Nami-baba at Freud’s Grave

Freud: I don’t understand, why do people move to St. Xavier's hostel?
Nami-baba: Professor, you would have known had you not studied just one patient and that too your wife.
Freud: Pity my wife never stayed out in hostels.
Nami’baba: Not that you can do much about it now. Anyways I think I can answer why people move to St. X hostel. I think its desperation out of not having enough information about other hostels.
Freud: Desperation…who would know more about desperation than me.
Nami-baba: Yes after all you had to settle for your wife for a patient in the end.
Freud: It wasn’t out of desperation.
Nami-baba: Yeah-yeah.
Freud: Are you mocking me? By the theories of psycho analysis, I would think that a man as great as me would deserve more respect.
Nami-baba: Hey don’t expect me to respect you simply because you are dead.
Freud: That’s not the reason why I deserve respect.
Nami-baba: That’s what you think. Your subconscious couldn’t disagree with you more.
Freud: What?
Nami-baba: Forget it. Let’s come back to your question. You asked me why do people go to St. X to stay, yes?
Freud: Yes.
Nami-baba: Professor, I think what’s important is not why people go to St. X, what’s important is that why people go there and stay.
Freud: Unhun?
Nami-baba: Have you ever wondered why people start to find themselves at home in badly kept jails and madhouses after they have been there a while?

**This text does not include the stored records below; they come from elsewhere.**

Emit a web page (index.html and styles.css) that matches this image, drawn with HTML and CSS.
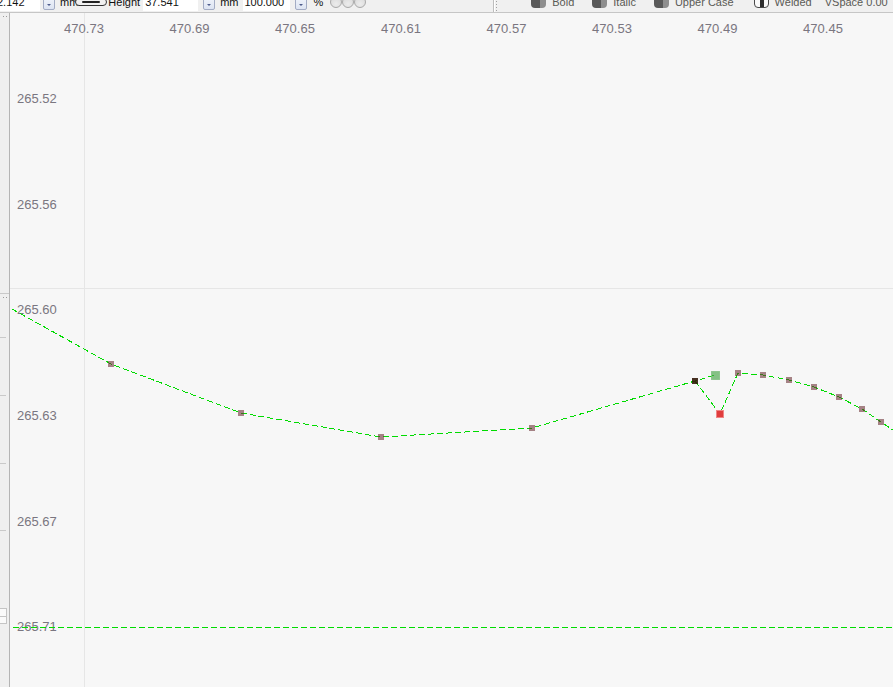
FILE: index.html
```html
<!DOCTYPE html>
<html lang="en">
<head>
    <meta charset="UTF-8">
    <title>Path Editor</title>
    <link rel="stylesheet" href="styles.css">
</head>
<body>
    <div class="toolbar">
        <div class="toolbar-row">
            <span class="field field-width">2.142</span>
            <span class="spin spin-a"></span>
            <span class="unit unit-a">mm</span>
            <span class="link"><i></i></span>
            <span class="label">Height</span>
            <span class="field field-height">37.541</span>
            <span class="spin spin-b"></span>
            <span class="unit unit-b">mm</span>
            <span class="field field-scale">100.000</span>
            <span class="spin spin-b"></span>
            <span class="unit unit-c">%</span>
            <span class="dots"><i></i><i></i><i></i></span>
            <span class="sep"></span>
            <span class="toggle toggle-first"></span><span class="opt">Bold</span>
            <span class="toggle"></span><span class="opt">Italic</span>
            <span class="toggle"></span><span class="opt">Upper Case</span>
            <span class="toggle toggle-on"></span><span class="opt">Welded</span>
            <span class="opt opt-vspace">VSpace 0.00</span>
        </div>
    </div>

    <div class="workspace">
        <div class="side">
            <div class="pane pane-top"><span class="grip"></span></div>
            <div class="pane pane-bottom">
                <span class="grip"></span>
                <span class="tick tick-1"></span>
                <span class="tick tick-2"></span>
                <span class="tick tick-3"></span>
                <span class="tick tick-4"></span>
                <span class="mini-box"></span>
            </div>
        </div>

        <div class="canvas">
            <svg width="883" height="674" viewBox="10 13 883 674">
                <!-- grid -->
                <line class="grid" x1="84.5" y1="13" x2="84.5" y2="687"/>
                <line class="grid" x1="10" y1="288.5" x2="893" y2="288.5"/>

                <!-- ruler labels -->
                <g class="ruler-x">
                    <text x="84" y="33">470.73</text>
                    <text x="189.5" y="33">470.69</text>
                    <text x="295" y="33">470.65</text>
                    <text x="401" y="33">470.61</text>
                    <text x="506.5" y="33">470.57</text>
                    <text x="612" y="33">470.53</text>
                    <text x="717.5" y="33">470.49</text>
                    <text x="823" y="33">470.45</text>
                </g>
                <g class="ruler-y">
                    <text x="17" y="103">265.52</text>
                    <text x="17" y="209">265.56</text>
                    <text x="17" y="314">265.60</text>
                    <text x="17" y="420">265.63</text>
                    <text x="17" y="525.5">265.67</text>
                    <text x="17" y="631">265.71</text>
                </g>

                <!-- path -->
                <polyline class="path" points="12,309 111,364 241,413 381,437 532,428 695,381 715,375"/>
                <polyline class="path" points="695,381 720,414 738,373 763,375 789,380 814,387 839,397 862,409 881,422 896,432"/>
                <line class="path" x1="13" y1="627.5" x2="893" y2="627.5"/>

                <!-- nodes, drawn over the path -->
                <g class="node">
                    <rect x="108" y="361" width="6" height="6"/>
                    <rect x="238" y="410" width="6" height="6"/>
                    <rect x="378" y="434" width="6" height="6"/>
                    <rect x="529" y="425" width="6" height="6"/>
                    <rect x="735" y="370" width="6" height="6"/>
                    <rect x="760" y="372" width="6" height="6"/>
                    <rect x="786" y="377" width="6" height="6"/>
                    <rect x="811" y="384" width="6" height="6"/>
                    <rect x="836" y="394" width="6" height="6"/>
                    <rect x="859" y="406" width="6" height="6"/>
                    <rect x="878" y="419" width="6" height="6"/>
                </g>
                <rect class="node-dark" x="692" y="378" width="6" height="6"/>
                <rect class="node-handle" x="711.5" y="371.5" width="8" height="8"/>
                <rect class="node-active" x="716.5" y="410.5" width="7" height="7"/>
            </svg>
        </div>
    </div>
</body>
</html>
```

FILE: styles.css
```css
html, body {
    margin: 0;
    padding: 0;
    height: 100%;
    overflow: hidden;
}
body {
    font-family: "Liberation Sans", Arial, sans-serif;
    background: #f7f7f7;
}

/* top toolbar, scrolled so only its lower half shows */
.toolbar {
    height: 12px;
    overflow: hidden;
    background: #f0f0f0;
    border-bottom: 1px solid #c6c6c6;
}
.toolbar-row {
    display: flex;
    align-items: center;
    height: 22px;
    margin-top: -9px;
    font-size: 11px;
    color: #111;
    white-space: nowrap;
}
.field {
    display: flex;
    align-items: center;
    height: 18px;
    background: #fff;
    box-sizing: border-box;
    padding-left: 2px;
    overflow: hidden;
}
.field-width {
    width: 40px;
    padding-left: 0;
    text-indent: -3px;
}
.field-height {
    width: 55px;
    margin-left: 3px;
}
.field-scale {
    width: 47px;
    margin-left: 5px;
    padding-left: 1px;
}
.spin {
    position: relative;
    width: 12px;
    height: 16px;
    box-sizing: border-box;
    border: 1px solid #a3acc4;
    border-radius: 2px;
    background: linear-gradient(#f4f7fc, #dde4f2);
}
.spin::after {
    content: "";
    position: absolute;
    left: 3px;
    top: 9px;
    border-left: 2px solid transparent;
    border-right: 2px solid transparent;
    border-top: 2px solid #4d5a8a;
}
.spin-a { margin-left: 3px; }
.spin-b { margin-left: 5px; }
.unit-a { margin-left: 5px; }
.unit-b { margin-left: 5px; }
.unit-c { margin-left: 6px; }

/* chain link between width and height */
.link {
    display: flex;
    align-items: center;
    justify-content: center;
    width: 32px;
    height: 8px;
    margin-left: -3px;
    box-sizing: border-box;
    border: 1px solid #333;
    border-radius: 5px;
    background: #f0f0f0;
}
.link i {
    display: block;
    width: 18px;
    height: 2px;
    background: #222;
    border-radius: 1px;
}
.label { margin-left: 1px; }

.dots {
    display: flex;
    margin-left: 7px;
}
.dots i {
    width: 12px;
    height: 12px;
    box-sizing: border-box;
    border: 1px solid #a9a9a9;
    border-radius: 50%;
    background: radial-gradient(circle at 50% 70%, #ececec, #d6d6d6);
}

.sep {
    width: 1px;
    height: 22px;
    margin-left: 127px;
    background: #bdbdbd;
    box-shadow: 1px 0 0 #fff;
    position: relative;
}
.sep::after {
    content: "";
    position: absolute;
    left: 3px;
    top: 10px;
    width: 1px;
    height: 10px;
    background: repeating-linear-gradient(#a0a0a0 0 1px, transparent 1px 3px);
}

.toggle {
    width: 15px;
    height: 12px;
    margin-left: 18px;
    box-sizing: border-box;
    border-radius: 4px;
    background: linear-gradient(90deg, #595959 0 9px, #8e8e8e 9px);
}
.toggle-first { margin-left: 37px; }
.toggle-on {
    margin-left: 20px;
    border: 1px solid #4a4a4a;
    background: linear-gradient(90deg, #fafafa 0 5px, #2e2e2e 5px 9px, #fafafa 9px);
}
.opt {
    margin-left: 6px;
    color: #5a5a55;
}
.opt-vspace { margin-left: 13px; }

/* main area */
.workspace {
    display: flex;
    height: 674px;
}
.side {
    display: flex;
    flex-direction: column;
    width: 9px;
    background: #efefef;
    border-right: 1px solid #b4b4b4;
}
.pane {
    display: flex;
    flex-direction: column;
}
.pane-top {
    height: 280px;
    border-bottom: 1px solid #c9c9c9;
}
.pane-bottom {
    flex: 1;
}
.grip {
    width: 4px;
    height: 1px;
    margin: 3px 0 0 3px;
    background: repeating-linear-gradient(90deg, #9a9a9a 0 1px, transparent 1px 3px);
}
.tick {
    width: 6px;
    height: 1px;
    background: #c9c9c9;
}
.tick-1 { margin-top: 39px; }
.tick-2 { margin-top: 57px; }
.tick-3 { margin-top: 67px; }
.tick-4 { margin-top: 66px; }
.mini-box {
    width: 7px;
    height: 16px;
    margin-top: 77px;
    box-sizing: border-box;
    border: 1px solid #c4c4c4;
    border-left: none;
    background: linear-gradient(#fafafa 0 7px, #c4c4c4 7px 8px, #fafafa 8px);
}

.canvas {
    flex: 1;
    background: #f7f7f7;
}
.canvas svg {
    display: block;
}
.grid {
    stroke: #e6e6e6;
    stroke-width: 1;
}
.ruler-x text,
.ruler-y text {
    font-family: "Liberation Sans", Arial, sans-serif;
    font-size: 13px;
    fill: #7a7680;
}
.ruler-x text {
    text-anchor: middle;
}
/* aliased dashed strokes, like the editor's own line drawing */
.path {
    fill: none;
    stroke: #00dc00;
    stroke-width: 1;
    stroke-dasharray: 6 3;
    shape-rendering: crispEdges;
}
.node rect {
    fill: rgba(105, 45, 50, 0.58);
}
.node-dark {
    fill: rgba(50, 25, 10, 0.9);
}
.node-handle {
    fill: rgba(70, 165, 70, 0.65);
    stroke: rgba(130, 190, 130, 0.8);
    stroke-width: 1;
}
.node-active {
    fill: #e03d3d;
    stroke: #f08585;
    stroke-width: 1;
}
```
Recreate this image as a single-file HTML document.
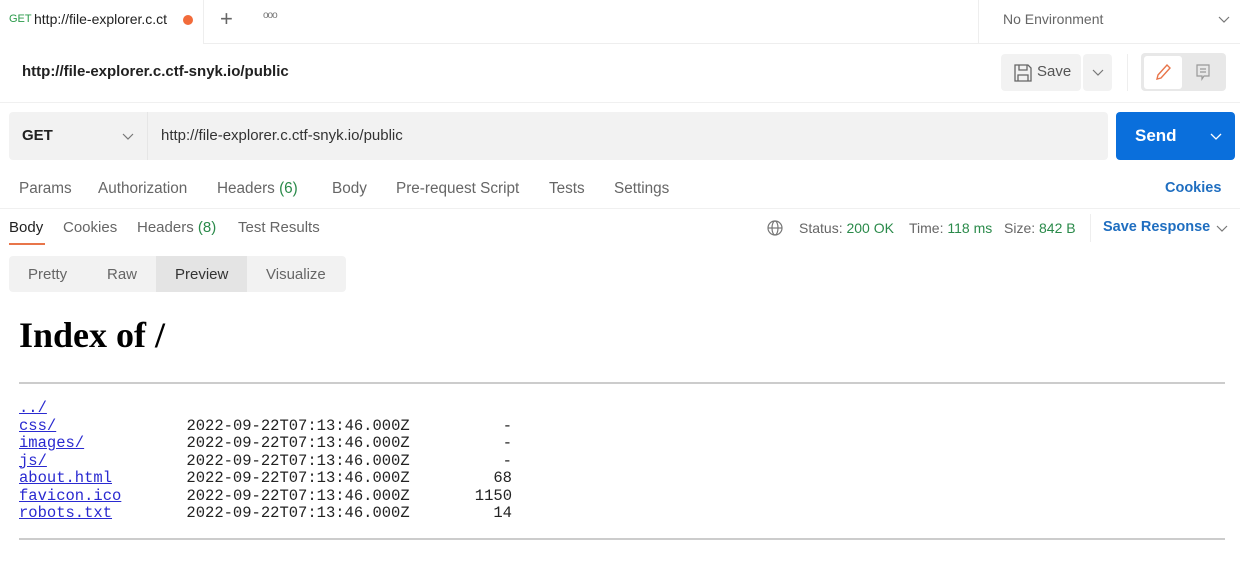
<!DOCTYPE html>
<html><head><meta charset="utf-8"><style>
*{margin:0;padding:0;box-sizing:border-box}
body{width:1240px;height:561px;overflow:hidden;background:#fff;font-family:"Liberation Sans",sans-serif;color:#212121;position:relative}
.a{position:absolute;white-space:nowrap}
.g{color:#666}
.gr{color:#2a8a4a}
.bl{color:#1f6ec0;font-weight:bold}
pre.a{font-family:"Liberation Mono",monospace;font-size:15.5px;line-height:17.55px;color:#222;white-space:pre}
pre a{color:#2a2ad0;text-decoration:underline}
.t{font-size:15.3px}
</style></head><body>
<!-- tab bar -->
<div class="a" style="left:0;top:0;width:1240px;height:44px;border-bottom:1px solid #eee"></div>
<div class="a" style="left:0;top:0;width:204px;height:44px;background:#fff;border-right:1px solid #eee"></div>
<div class="a" style="left:9px;top:13px;font-size:11px;color:#2a9a4a">GET</div>
<div class="a" style="left:34px;top:11px;font-size:14px">http://file-explorer.c.ct</div>
<div class="a" style="left:183px;top:15px;width:10px;height:10px;border-radius:5px;background:#f26b3a"></div>
<div class="a" style="left:220px;top:6px;font-size:22px;color:#666;font-weight:300">+</div>
<div class="a" style="left:263px;top:10px;font-size:10px;color:#777;letter-spacing:-1px">ooo</div>
<div class="a" style="left:978px;top:0;width:1px;height:44px;background:#eee"></div>
<div class="a g" style="left:1003px;top:11px;font-size:14px">No Environment</div>
<svg class="a" style="left:1218px;top:14px" width="12" height="10"><path d="M1 3l5 5 5-5" fill="none" stroke="#777" stroke-width="1.2"/></svg>
<!-- url header -->
<div class="a" style="left:22px;top:63px;font-size:15px;font-weight:bold">http://file-explorer.c.ctf-snyk.io/public</div>
<div class="a" style="left:1001px;top:54px;width:80px;height:37px;background:#f2f2f2;border-radius:4px"></div>
<svg class="a" style="left:1013px;top:63px" width="20" height="20"><path d="M2 2h13l3 3v13H2z M6 2v5h8V2 M5 18v-6h10v6" fill="none" stroke="#666" stroke-width="1.3"/></svg>
<div class="a g" style="left:1037px;top:63px;font-size:15px;color:#555">Save</div>
<div class="a" style="left:1083px;top:54px;width:29px;height:37px;background:#f2f2f2;border-radius:4px"></div>
<svg class="a" style="left:1092px;top:67px" width="12" height="10"><path d="M1 3l5 5 5-5" fill="none" stroke="#777" stroke-width="1.2"/></svg>
<div class="a" style="left:1127px;top:54px;width:1px;height:37px;background:#eee"></div>
<div class="a" style="left:1141px;top:53px;width:85px;height:38px;background:#e8e8e8;border-radius:4px"></div>
<div class="a" style="left:1144px;top:56px;width:38px;height:33px;background:#fff;border-radius:3px"></div>
<svg class="a" style="left:1154px;top:62px" width="18" height="20"><path d="M3 17l1-4L13 3l3 3-9 10z" fill="none" stroke="#e8754a" stroke-width="1.4"/></svg>
<svg class="a" style="left:1195px;top:63px" width="16" height="18"><path d="M2 2h12v11H9l-2 3v-3H2z M5 6h6 M5 9h6" fill="none" stroke="#999" stroke-width="1.2"/></svg>
<div class="a" style="left:0;top:102px;width:1240px;height:1px;background:#f0f0f0"></div>
<!-- request bar -->
<div class="a" style="left:9px;top:112px;width:1099px;height:48px;background:#f2f2f2;border-radius:4px"></div>
<div class="a" style="left:147px;top:112px;width:1px;height:48px;background:#e6e6e6"></div>
<div class="a" style="left:22px;top:127px;font-size:15px;font-weight:bold">GET</div>
<svg class="a" style="left:122px;top:131px" width="12" height="10"><path d="M1 3l5 5 5-5" fill="none" stroke="#777" stroke-width="1.2"/></svg>
<div class="a" style="left:161px;top:127px;font-size:15px;color:#333">http://file-explorer.c.ctf-snyk.io/public</div>
<div class="a" style="left:1116px;top:112px;width:119px;height:48px;background:#0a6fdc;border-radius:4px"></div>
<div class="a" style="left:1135px;top:126px;font-size:17px;font-weight:bold;color:#fff">Send</div>
<svg class="a" style="left:1210px;top:131px" width="12" height="10"><path d="M1 3l5 5 5-5" fill="none" stroke="#fff" stroke-width="1.3"/></svg>
<!-- request tabs -->
<div class="a g t" style="left:19px;top:180px">Params</div>
<div class="a g t" style="left:98px;top:180px">Authorization</div>
<div class="a g t" style="left:217px;top:180px">Headers <span class="gr">(6)</span></div>
<div class="a g t" style="left:332px;top:180px">Body</div>
<div class="a g t" style="left:396px;top:180px">Pre-request Script</div>
<div class="a g t" style="left:549px;top:180px">Tests</div>
<div class="a g t" style="left:614px;top:180px">Settings</div>
<div class="a bl" style="left:1165px;top:180px;font-size:14.5px">Cookies</div>
<div class="a" style="left:0;top:208px;width:1240px;height:1px;background:#f0f0f0"></div>
<!-- response tabs -->
<div class="a" style="left:9px;top:219px;font-size:15px">Body</div>
<div class="a" style="left:9px;top:243px;width:36px;height:2px;background:#e8754a"></div>
<div class="a g" style="left:63px;top:219px;font-size:15px">Cookies</div>
<div class="a g" style="left:137px;top:219px;font-size:15px">Headers <span class="gr">(8)</span></div>
<div class="a g" style="left:238px;top:219px;font-size:15px">Test Results</div>
<svg class="a" style="left:766px;top:219px" width="18" height="18"><circle cx="9" cy="9" r="7" fill="none" stroke="#777" stroke-width="1.2"/><ellipse cx="9" cy="9" rx="3" ry="7" fill="none" stroke="#777" stroke-width="1.2"/><path d="M2 9h14" stroke="#777" stroke-width="1.2"/></svg>
<div class="a g" style="left:799px;top:220px;font-size:14px">Status: <span class="gr">200 OK</span></div>
<div class="a g" style="left:909px;top:220px;font-size:14px">Time: <span class="gr">118 ms</span></div>
<div class="a g" style="left:1004px;top:220px;font-size:14px">Size: <span class="gr">842 B</span></div>
<div class="a" style="left:1090px;top:214px;width:1px;height:28px;background:#eee"></div>
<div class="a bl" style="left:1103px;top:219px;font-size:14.5px">Save Response</div>
<svg class="a" style="left:1216px;top:223px" width="12" height="10"><path d="M1 3l5 5 5-5" fill="none" stroke="#777" stroke-width="1.2"/></svg>
<!-- pretty etc -->
<div class="a" style="left:9px;top:256px;width:337px;height:36px;background:#f2f2f2;border-radius:4px"></div>
<div class="a" style="left:156px;top:256px;width:91px;height:36px;background:#e4e4e4"></div>
<div class="a g" style="left:28px;top:266px;font-size:15px">Pretty</div>
<div class="a g" style="left:107px;top:266px;font-size:15px">Raw</div>
<div class="a" style="left:175px;top:266px;font-size:15px;color:#333">Preview</div>
<div class="a g" style="left:266px;top:266px;font-size:15px">Visualize</div>
<!-- preview -->
<div class="a" style="left:19px;top:314px;font-family:'Liberation Serif',serif;font-size:36px;font-weight:bold;color:#000">Index of /</div>
<div class="a" style="left:19px;top:382px;width:1206px;height:2px;background:#ccc"></div>
<pre class="a" style="left:19px;top:400px"><a>../</a>
<a>css/</a>              2022-09-22T07:13:46.000Z          -
<a>images/</a>           2022-09-22T07:13:46.000Z          -
<a>js/</a>               2022-09-22T07:13:46.000Z          -
<a>about.html</a>        2022-09-22T07:13:46.000Z         68
<a>favicon.ico</a>       2022-09-22T07:13:46.000Z       1150
<a>robots.txt</a>        2022-09-22T07:13:46.000Z         14</pre>
<div class="a" style="left:19px;top:538px;width:1206px;height:2px;background:#ccc"></div>
</body></html>
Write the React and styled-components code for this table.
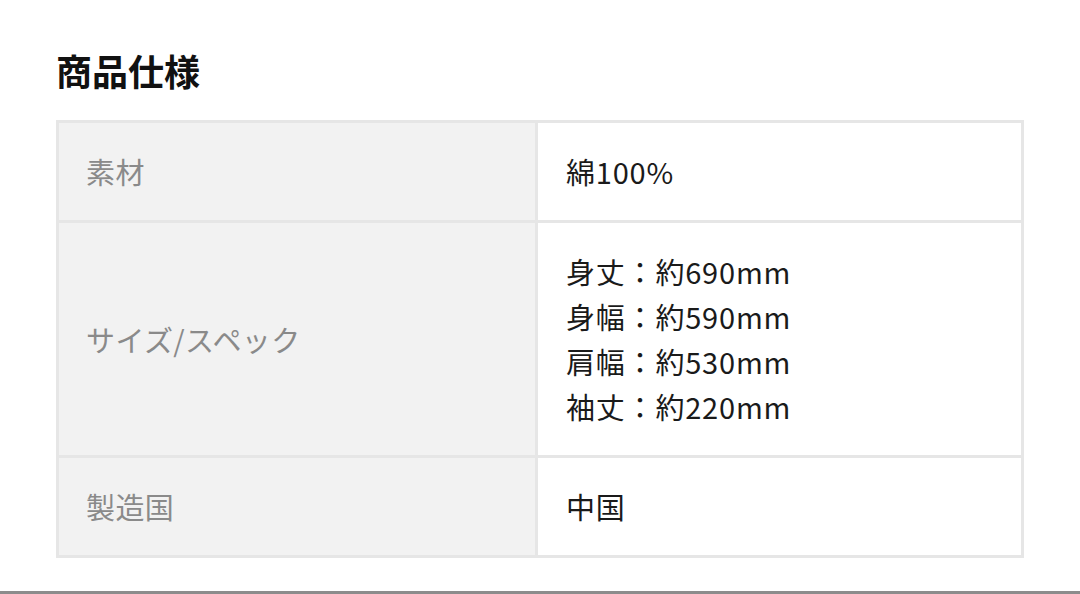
import React from 'react';
import styled, { createGlobalStyle } from 'styled-components';

const GlobalStyle = createGlobalStyle`
  html, body {
    margin: 0;
    padding: 0;
    background: #ffffff;
  }
  body {
    font-family: "Noto Sans CJK JP", "Noto Sans", sans-serif;
  }
`;

const Page = styled.div`
  width: 1080px;
  height: 594px;
  display: flex;
  flex-direction: column;
  box-sizing: border-box;
`;

const Content = styled.div`
  flex: 1;
  padding: 45px 56px 0 56px;
`;

const Title = styled.h2`
  margin: 0 0 24px 0;
  font-size: 36px;
  line-height: 51px;
  font-weight: 700;
  color: #111111;
`;

const SpecTable = styled.div`
  display: grid;
  grid-template-columns: 476px 1fr;
  gap: 3px;
  padding: 3px;
  background: #e6e6e6;
  width: 968px;
  box-sizing: border-box;
`;

const Cell = styled.div`
  display: flex;
  flex-direction: column;
  justify-content: center;
  padding: 26px 26px 26px ${(p) => (p.label ? '27px' : '28px')};
  font-size: 29px;
  line-height: 45px;
  letter-spacing: ${(p) => (p.label ? '0.4px' : '0.8px')};
  background: ${(p) => (p.label ? '#f2f2f2' : '#ffffff')};
  color: ${(p) => (p.label ? '#8a8a8a' : '#1a1a1a')};
`;

const Footer = styled.div`
  height: 3px;
  background: #8c8c8c;
`;

const specs = [
  { label: '素材', values: ['綿100%'] },
  {
    label: 'サイズ/スペック',
    values: ['身丈：約690mm', '身幅：約590mm', '肩幅：約530mm', '袖丈：約220mm']
  },
  { label: '製造国', values: ['中国'] }
];

const App = () => (
  <Page>
    <GlobalStyle />
    <Content>
      <Title>商品仕様</Title>
      <SpecTable>
        {specs.map((row) => (
          <React.Fragment key={row.label}>
            <Cell label>{row.label}</Cell>
            <Cell>
              {row.values.map((v) => (
                <div key={v}>{v}</div>
              ))}
            </Cell>
          </React.Fragment>
        ))}
      </SpecTable>
    </Content>
    <Footer />
  </Page>
);

export default App;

Freud: Yes-yes, how could I not wonder? It’s inescapable.
Nami-baba: Exactly. The same principle applies here. Let me explain it to you in terms of depression syndrome. When a person first comes to St. X it is purely based on the academic reputation of the institution and some desperation for accommodation. After meeting the warden and checking out the hostel he catches that faint whiff of depression in the air. It is then that the little seed of self-destruction which is planted in each of us sees its first ray of nourishing sunlight. And this seed, coupled with the budget constraint and lack of information about other places to stay, constantly pushes him into accepting the accommodation or to put it in better words, ‘accepting his fate.’ Slowly depression becomes a part of life, one without which the dweller feels incomplete.
Freud: I have framed some twisted theories in my life but that one beats everything. It’s so twisted that I can’t even tell whether it’s reliable. I am proud of you Nami-baba. After all we have to keep the flame of psychoanalysis burning and that can only be achieved by coming up with increasingly confounding theories about human thinking.
Nami-baba: Yeah-yeah whatever professor. I couldn’t care less about what a dead man has to say but since it’s you, I can always lend an ear.
Freud: Thank you, thank you a thousand times.
Nami-baba: Ok-ok I think I should make a move now or if they see me moving my lips for so long near a grave, they will put me in St. X or something. Oh I forgot to give you the Playboy that you asked for. Here take it.
Freud: Just slip it in the hole.
Nami-baba: There you go.
Freud: Thanks and bye.
Nami-baba: Good-bye old boy. Keep the tossing and turning under control in there. It’s a graveyard you are at, and one would think that the place is almost holy.